Los Angeles businessman and art collector Eli Broad gave the commencement address at the Otis Collage of Art and Design earlier this month, and now the museum has loaded a video of it online, allowing you to watch from the comfort of your home. Mr. Broad, sporting full regalia, starts speaking at about 29:50.
The school also helpfully sent out a release sharing some of the highlights of Mr. Broad’s speech (thank you to Blouin Artinfo for bringing it to our attention), like when he quoted George Bernard Shaw: “The reasonable man adapts himself to the world. The unreasonable one persists in trying to adapt the world to himself. Therefore, all progress depends on the unreasonable man.”

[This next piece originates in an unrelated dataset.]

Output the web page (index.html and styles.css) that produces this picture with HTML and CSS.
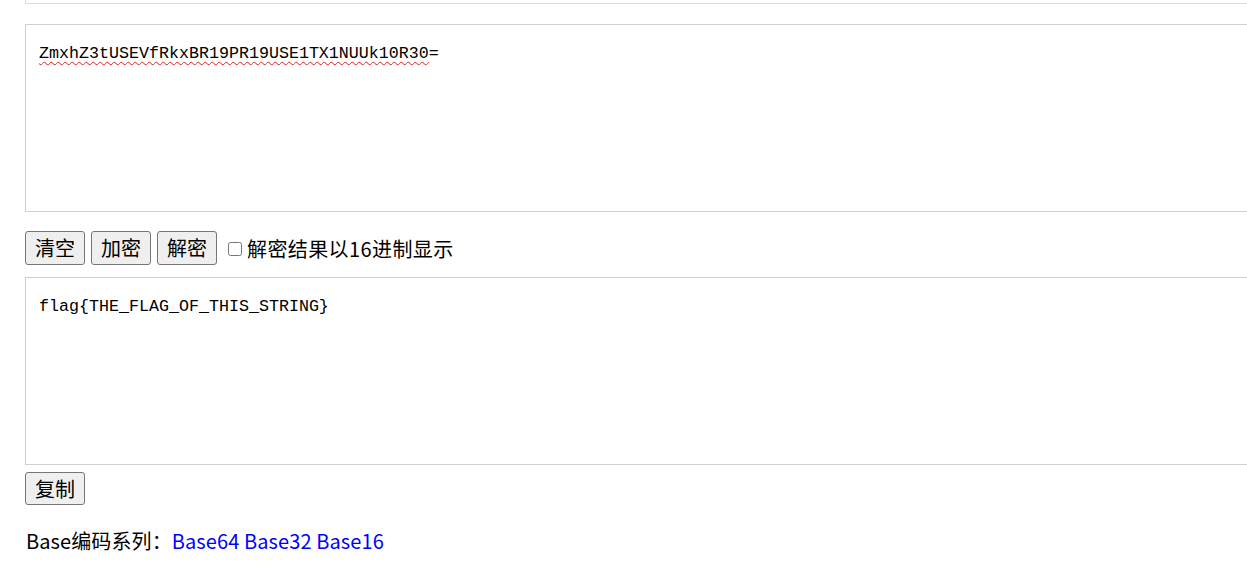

How does one become an unreasonable man, you’re wondering? As my colleague Michael H. Miller recently pointed out, Mr. Broad just wrote a whole book on the topic. In the speech, he shared three pieces of advice: “Ask a lot of questions, take risks and give back.”
Being unreasonable doesn’t always work out so perfectly, though, as Mr. Broad knows. He admitted in his 2010 New Yorker profile, about resigning as chairman of the Museum of Contemporary Art in L.A. after conflicts with its board: “They got tired of me, I got tired of them. … I think people on the board thought I was too autocratic. I didn’t want to waste time.”
So, yes, it sometimes goes awry. On the plus side, that sort of tenacity just may be the sort of thing that helps you become a billionaire.